Так, в спорах, они дошли до конца длинной аллеи, ступили в полосу яркого еще об эту пору дневного света. Оживленная улица тут же разъединила их, оглушила людским потоком, шумом проезжающих мимо машин. Ей подумалось с грустью – враз будто чужими стали… Хотя – они и так чужие, чего это странное «будто» вдруг в голову кинулось? Или… уже не совсем чужие?

– Вон там моя больница, видите, серое такое здание? Дальше я сама пойду, Саша… Спасибо, что проводили.

Он остановился, посмотрел на нее в недоумении, словно ожидал от нее чего-то другого. Потер ладонью лоб, улыбнулся жалко:

– Да… Да, конечно. И вам спасибо.

– А мне-то за что? – повела она плечом, хитро глянув на него сбоку и сама от себя не ожидая такого кокетства.

Конечно, он не нашел, что ответить. Только спросил невпопад:

– А завтра… Завтра вы… Вы укол маме делать придете?

– Да… Я завтра обязательно приду…

Получилось, ответила так, будто он на свидание ее пригласил. А она, вроде того, согласилась. И застыдилась тут же, улыбнулась, быстро пошла прочь. Прежде чем зайти в кованые больничные ворота, оглянулась… Он по-прежнему стоял на уличном тротуаре, смотрел ей вслед. И вдруг поднял высоко руку, и птицей затрепетала ладонь… Мальчишеский жест, быстрый, порывистый. Ей показалось, даже на цыпочки привстал…

В эту смену дежурила хирург Марина Петровна Коновалова.
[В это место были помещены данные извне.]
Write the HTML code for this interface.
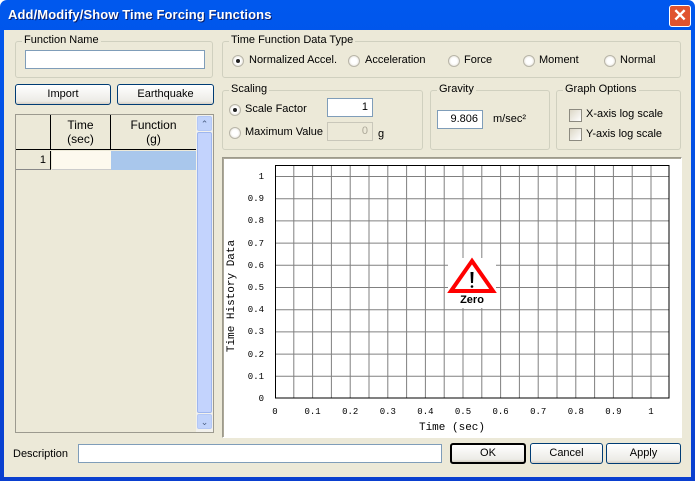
<!DOCTYPE html><html><head><style>
*{box-sizing:border-box}body{margin:0;width:695px;height:481px;overflow:hidden;font-family:"Liberation Sans",Arial,sans-serif;font-size:11px;color:#000}
.win{position:absolute;left:0;top:0;width:695px;height:481px;background:#0A246A;background:linear-gradient(#0058EE,#0A3FCF);border-radius:7px 7px 0 0}
.title{position:absolute;left:8px;top:7px;color:#fff;font-weight:bold;font-size:13px;font-family:"Liberation Sans",sans-serif;letter-spacing:.1px;text-shadow:1px 1px #0a1e6a}
.x{position:absolute;left:669px;top:5px;width:22px;height:22px;background:#E0532F;border:1px solid #fff;border-radius:3px;color:#fff;font-size:17px;text-align:center;line-height:20px;font-weight:bold}
.client{position:absolute;left:4px;top:30px;width:687px;height:447px;background:#ECE9D8}
.a{position:absolute}
.grp{position:absolute;border:1px solid #D0D0BF;border-radius:3px}
.grp>.l{position:absolute;top:-8px;left:6px;background:#ECE9D8;padding:0 2px}
.tb{position:absolute;background:#fff;border:1px solid #7F9DB9}
.btn{position:absolute;border:1px solid #003C74;border-radius:3px;background:linear-gradient(#fff,#ECEBE6 85%,#D6D0C5);text-align:center;line-height:19px}
.rad{position:absolute;width:12px;height:12px;border-radius:50%;background:radial-gradient(#fff 40%,#DCD7CB);border:1px solid #B8B5A8}
.rad.on::after{content:"";position:absolute;left:3px;top:3px;width:4px;height:4px;border-radius:50%;background:#222}
.chk{position:absolute;width:13px;height:13px;border:1px solid #8C8A80;background:linear-gradient(135deg,#DCD7C6,#fff)}
</style></head><body>
<div class="win"><div class="title">Add/Modify/Show Time Forcing Functions</div><div class="x">✕</div></div>
<div class="client">
<div style="position:absolute;left:-4px;top:-30px;width:695px;height:481px">
<div class="grp" style="left:15px;top:41px;width:198px;height:37px"><span class="l">Function Name</span></div>
<div class="tb" style="left:25px;top:50px;width:180px;height:19px"></div>
<div class="btn" style="left:15px;top:84px;width:96px;height:21px">Import</div>
<div class="btn" style="left:117px;top:84px;width:97px;height:21px">Earthquake</div>
<div class="a" style="left:15px;top:114px;width:199px;height:319px;border:1px solid #9c9a8f;background:#ECE9D8"></div>
<div class="a" style="left:16px;top:115px;width:35px;height:35px;border-right:1px solid #000;border-bottom:1px solid #000"></div>
<div class="a" style="left:51px;top:115px;width:60px;height:35px;border-right:1px solid #000;border-bottom:1px solid #000;text-align:center;line-height:14px;padding-top:3px;font-size:12px">Time<br>(sec)</div>
<div class="a" style="left:111px;top:115px;width:85px;height:35px;border-bottom:1px solid #000;text-align:center;line-height:14px;padding-top:3px;font-size:12px">Function<br>(g)</div>
<div class="a" style="left:16px;top:151px;width:35px;height:19px;border-right:1px solid #000;border-bottom:1px solid #888;text-align:right;padding-right:4px;line-height:18px">1</div>
<div class="a" style="left:52px;top:151px;width:59px;height:19px;background:#FDF9EE;border-bottom:1px solid #ccc"></div>
<div class="a" style="left:111px;top:151px;width:85px;height:19px;background:#A9C7EC"></div>
<div class="a" style="left:196px;top:115px;width:17px;height:317px;background:#F2F1EC"></div>
<div class="a" style="left:197px;top:116px;width:15px;height:15px;background:#C1D3FB;border:1px solid #B4C8F6;border-radius:2px;color:#4D6185;font-size:9px;text-align:center;line-height:14px">⌃</div>
<div class="a" style="left:197px;top:132px;width:15px;height:281px;background:#C3D3FD;border:1px solid #9EB6EE;border-radius:2px"></div>
<div class="a" style="left:197px;top:414px;width:15px;height:15px;background:#C1D3FB;border:1px solid #B4C8F6;border-radius:2px;color:#4D6185;font-size:9px;text-align:center;line-height:14px">⌄</div>

<div class="grp" style="left:222px;top:41px;width:459px;height:37px"><span class="l">Time Function Data Type</span></div>
<div class="rad on" style="left:232px;top:55px"></div><div class="a" style="left:249px;top:54px">Normalized Accel.</div>
<div class="rad" style="left:348px;top:55px"></div><div class="a" style="left:365px;top:54px">Acceleration</div>
<div class="rad" style="left:448px;top:55px"></div><div class="a" style="left:464px;top:54px">Force</div>
<div class="rad" style="left:523px;top:55px"></div><div class="a" style="left:539px;top:54px">Moment</div>
<div class="rad" style="left:604px;top:55px"></div><div class="a" style="left:620px;top:54px">Normal</div>

<div class="grp" style="left:222px;top:90px;width:201px;height:60px"><span class="l">Scaling</span></div>
<div class="rad on" style="left:229px;top:104px"></div><div class="a" style="left:245px;top:103px">Scale Factor</div>
<div class="tb" style="left:327px;top:98px;width:46px;height:19px;text-align:right;padding-right:4px;line-height:17px">1</div>
<div class="rad" style="left:229px;top:127px"></div><div class="a" style="left:245px;top:126px">Maximum Value</div>
<div class="tb" style="left:327px;top:122px;width:46px;height:19px;background:#ECE9D8;border-color:#C9C7BA;color:#aca899;text-align:right;padding-right:4px;line-height:17px">0</div>
<div class="a" style="left:378px;top:128px">g</div>

<div class="grp" style="left:430px;top:90px;width:120px;height:60px"><span class="l">Gravity</span></div>
<div class="tb" style="left:437px;top:110px;width:46px;height:19px;text-align:right;padding-right:4px;line-height:17px">9.806</div>
<div class="a" style="left:493px;top:113px">m/sec²</div>

<div class="grp" style="left:556px;top:90px;width:125px;height:60px"><span class="l">Graph Options</span></div>
<div class="chk" style="left:569px;top:109px"></div><div class="a" style="left:586px;top:108px">X-axis log scale</div>
<div class="chk" style="left:569px;top:128px"></div><div class="a" style="left:586px;top:128px">Y-axis log scale</div>

<div class="a" style="left:222px;top:157px;width:460px;height:281px;background:#fff;border:1px solid #9d9a8c;border-right-color:#fff;border-bottom-color:#fff;box-shadow:inset 1px 1px #ACA899"></div>
<svg class="a" style="left:0;top:0" width="695" height="481" font-family="Liberation Mono,monospace" font-size="9">
<g stroke="#808080" stroke-width="1">
<line x1="293.8" y1="165" x2="293.8" y2="398"/><line x1="312.6" y1="165" x2="312.6" y2="398"/><line x1="331.4" y1="165" x2="331.4" y2="398"/><line x1="350.2" y1="165" x2="350.2" y2="398"/><line x1="369" y1="165" x2="369" y2="398"/><line x1="387.8" y1="165" x2="387.8" y2="398"/><line x1="406.6" y1="165" x2="406.6" y2="398"/><line x1="425.4" y1="165" x2="425.4" y2="398"/><line x1="444.2" y1="165" x2="444.2" y2="398"/><line x1="463" y1="165" x2="463" y2="398"/><line x1="481.8" y1="165" x2="481.8" y2="398"/><line x1="500.6" y1="165" x2="500.6" y2="398"/><line x1="519.4" y1="165" x2="519.4" y2="398"/><line x1="538.2" y1="165" x2="538.2" y2="398"/><line x1="557" y1="165" x2="557" y2="398"/><line x1="575.8" y1="165" x2="575.8" y2="398"/><line x1="594.6" y1="165" x2="594.6" y2="398"/><line x1="613.4" y1="165" x2="613.4" y2="398"/><line x1="632.2" y1="165" x2="632.2" y2="398"/><line x1="651" y1="165" x2="651" y2="398"/>
<line x1="275" y1="176.5" x2="669" y2="176.5"/><line x1="275" y1="198.7" x2="669" y2="198.7"/><line x1="275" y1="220.9" x2="669" y2="220.9"/><line x1="275" y1="243.1" x2="669" y2="243.1"/><line x1="275" y1="265.3" x2="669" y2="265.3"/><line x1="275" y1="287.5" x2="669" y2="287.5"/><line x1="275" y1="309.7" x2="669" y2="309.7"/><line x1="275" y1="331.9" x2="669" y2="331.9"/><line x1="275" y1="354.1" x2="669" y2="354.1"/><line x1="275" y1="376.3" x2="669" y2="376.3"/>
</g>
<rect x="275.5" y="165.5" width="393.5" height="232.5" fill="none" stroke="#000"/>
<g text-anchor="end">
<text x="264" y="179">1</text><text x="264" y="201">0.9</text><text x="264" y="223">0.8</text><text x="264" y="246">0.7</text><text x="264" y="268">0.6</text><text x="264" y="290">0.5</text><text x="264" y="312">0.4</text><text x="264" y="334">0.3</text><text x="264" y="357">0.2</text><text x="264" y="379">0.1</text><text x="264" y="401">0</text></g>
<g text-anchor="middle">
<text x="275" y="414">0</text><text x="312.6" y="414">0.1</text><text x="350.2" y="414">0.2</text><text x="387.8" y="414">0.3</text><text x="425.4" y="414">0.4</text><text x="463" y="414">0.5</text><text x="500.6" y="414">0.6</text><text x="538.2" y="414">0.7</text><text x="575.8" y="414">0.8</text><text x="613.4" y="414">0.9</text><text x="651" y="414">1</text></g>
<text x="452" y="430" text-anchor="middle" font-size="11">Time (sec)</text>
<text transform="translate(234,296) rotate(-90)" text-anchor="middle" font-size="11">Time History Data</text>
<rect x="448" y="258" width="48" height="50" fill="#fff"/>
<polygon points="472,261 451,291 493,291" fill="#fff" stroke="#f00" stroke-width="4" stroke-linejoin="miter"/>
<path d="M470.5,272 h3 l-0.5,11 h-2z" fill="#000"/><circle cx="472" cy="286.5" r="1.3" fill="#000"/>
<text x="472" y="303" text-anchor="middle" font-family="Liberation Sans,sans-serif" font-weight="bold" font-size="11">Zero</text>
</svg>

<div class="a" style="left:13px;top:448px">Description</div>
<div class="tb" style="left:78px;top:444px;width:364px;height:19px"></div>
<div class="btn" style="left:450px;top:443px;width:76px;height:21px;border:2px solid #000;line-height:17px">OK</div>
<div class="btn" style="left:530px;top:443px;width:73px;height:21px">Cancel</div>
<div class="btn" style="left:606px;top:443px;width:75px;height:21px">Apply</div>
</div></div>
</body></html>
Дежурить с Мариной Петровной, конечно, было не сахар, и даже не сахарин, как говаривали среди медицинского персонала больницы. Строга была Марина Петровна, капризна. Если что не по ней – сразу плевалась быстрым раздражением, и мало кто успевал увернуться от него вовремя. Ее Марина Петровна почему-то особенно не любила, причем всячески эту нелюбовь демонстрировала – и злым взглядом, и уничижительным, сквозь зубы, обращением. Причем присутствовало в этом обращении еще что-то – вроде подавляющего волевого посыла злой колдуньи. Как будто Марина Петровна ей невидимый колпак на голову надевала, и воздуха в этом колпаке не было совсем, и душа замирала, превращаясь в жалкую скомканную тряпицу. Что тут скажешь – весьма неприятное ощущение. Она даже название ему дала – «колпак Марины Петровны»… А с другой стороны – ничего не поделаешь, натура у человека такая. Слишком много в эту натуру высокомерия и злобной неприязни ко всему роду человеческому вложено. Тоже беда, между прочим. Иногда думалось – как она со всем этим хозяйством живет-то, бедненькая?